Del resto, i dati riferiti a Crotone dallo Slai hanno ricevuto a distanza di qualche giorno una autorevole conferma nell'Atlante del benessere pubblicato il 10 dicembre 1995 dal Sole 24 ore: la qualità della vita migliora nel 70,6% delle province meridionali, mentre peggiora nel 50% delle province del Centro e nel 63,4% delle province del Nord.

 

Ma il convegno non si è svolto solo sul piano analitico. Esso ha intrecciato continuamente analisi e proposta, capacità di lettura (per es. di grande interesse è risultato l'intervento appassionato di Mara Malavenda del Cobas Fiat-auto di Pomigliano sui processi di "melfizzazione” in tutti i grandi comparti industriali) e indicazioni di prospettiva. Dal convegno sono dunque uscite anche linee operative. Esse, come ha sottolineato con lucidità Gigi Malabarba del Cobas dell'Alfa di Arese, riguardano l'intero conflitto sociale e non solo il Mezzogiorno. La "questione meridionale” diventa così "questione sociale" in senso proprio, e i suoi punti di espressione più immediati sono esattamente i luoghi di lavoro, in particolare i punti di crisi industriale, che esistono ormai dappertutto, e per i quali lo Slai prospetta la riduzione generalizzata dell'orario di lavoro a parità di salario, nonché una legislazione premiale sugli investimenti ad alta occupazione. ¨

Ma la questione sociale - è stato questo il motivo conduttore sia dell'introduzione che delle conclusioni ­ connette oggi, molto più che in passato, lavoro e vita, caricandosi di una più forte radicalità. "Quanto produrre, come produrre e cosa produrre” diventano realmente, nella vita stessa delle persone, "quanto vivere, come vivere, cosa vivere".

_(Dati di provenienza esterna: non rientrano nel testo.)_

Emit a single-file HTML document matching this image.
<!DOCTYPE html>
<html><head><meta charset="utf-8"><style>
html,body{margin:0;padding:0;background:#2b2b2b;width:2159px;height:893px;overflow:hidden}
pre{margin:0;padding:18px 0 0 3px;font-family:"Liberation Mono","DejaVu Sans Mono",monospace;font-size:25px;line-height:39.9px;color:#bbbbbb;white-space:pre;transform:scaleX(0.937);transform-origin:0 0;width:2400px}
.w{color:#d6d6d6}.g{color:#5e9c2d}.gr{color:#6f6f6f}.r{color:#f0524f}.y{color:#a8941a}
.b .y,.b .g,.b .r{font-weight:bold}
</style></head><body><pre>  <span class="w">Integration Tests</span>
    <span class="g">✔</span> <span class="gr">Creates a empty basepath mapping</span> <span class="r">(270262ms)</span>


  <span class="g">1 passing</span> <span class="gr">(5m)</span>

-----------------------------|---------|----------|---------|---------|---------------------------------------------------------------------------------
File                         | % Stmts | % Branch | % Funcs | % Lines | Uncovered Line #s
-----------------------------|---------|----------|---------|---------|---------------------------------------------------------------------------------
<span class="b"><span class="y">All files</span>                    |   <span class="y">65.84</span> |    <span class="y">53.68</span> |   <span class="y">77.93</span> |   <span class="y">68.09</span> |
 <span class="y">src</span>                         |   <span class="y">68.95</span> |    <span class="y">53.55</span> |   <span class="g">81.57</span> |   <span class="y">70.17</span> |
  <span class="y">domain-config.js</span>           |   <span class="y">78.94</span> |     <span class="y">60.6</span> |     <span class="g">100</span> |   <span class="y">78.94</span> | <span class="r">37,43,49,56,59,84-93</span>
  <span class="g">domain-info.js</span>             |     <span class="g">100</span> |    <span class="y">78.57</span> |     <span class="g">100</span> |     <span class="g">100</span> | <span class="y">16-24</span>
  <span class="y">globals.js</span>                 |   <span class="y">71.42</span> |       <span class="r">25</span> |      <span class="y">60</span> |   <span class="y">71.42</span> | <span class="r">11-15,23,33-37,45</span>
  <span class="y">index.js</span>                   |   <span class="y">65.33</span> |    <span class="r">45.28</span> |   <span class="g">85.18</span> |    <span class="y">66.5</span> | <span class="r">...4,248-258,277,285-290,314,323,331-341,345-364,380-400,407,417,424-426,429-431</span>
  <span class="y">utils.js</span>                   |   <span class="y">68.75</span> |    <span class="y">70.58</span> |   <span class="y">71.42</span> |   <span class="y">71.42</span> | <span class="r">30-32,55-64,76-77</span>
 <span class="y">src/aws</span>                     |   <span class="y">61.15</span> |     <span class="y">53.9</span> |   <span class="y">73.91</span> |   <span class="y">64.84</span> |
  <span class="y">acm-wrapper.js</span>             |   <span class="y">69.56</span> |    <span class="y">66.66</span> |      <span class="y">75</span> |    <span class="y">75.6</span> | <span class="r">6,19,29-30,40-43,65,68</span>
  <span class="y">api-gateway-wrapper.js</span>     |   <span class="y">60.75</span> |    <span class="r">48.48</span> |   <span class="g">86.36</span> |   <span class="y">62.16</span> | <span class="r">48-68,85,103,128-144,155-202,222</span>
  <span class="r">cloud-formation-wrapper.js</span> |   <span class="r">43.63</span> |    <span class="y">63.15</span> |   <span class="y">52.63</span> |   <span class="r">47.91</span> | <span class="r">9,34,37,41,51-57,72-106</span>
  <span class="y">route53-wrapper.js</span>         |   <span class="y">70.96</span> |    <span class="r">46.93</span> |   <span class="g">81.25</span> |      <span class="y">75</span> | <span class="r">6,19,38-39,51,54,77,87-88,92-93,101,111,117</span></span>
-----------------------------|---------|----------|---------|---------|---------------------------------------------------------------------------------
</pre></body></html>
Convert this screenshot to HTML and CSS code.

Insomma, per dirla ancora con le parole di Rino Malinconico, lo Slai si è ritrovato a Crotone a parlare sì del Sud, ma ancor più per parlare dell'Italia da un osservatorio privilegiato. E per leggere sì il capitale nel suo complesso, ma anche, e soprattutto, per prospettare il conflitto possibile nelle sue nuove articolazioni, indicando con chiarezza le sfide veramente ultimative del nostro tempo, dallo sviluppo ecosostenibile, a partire dai punti di crisi, alla cittadinanza piena per tutte e tutti: in termini di vita e non solo di lavoro.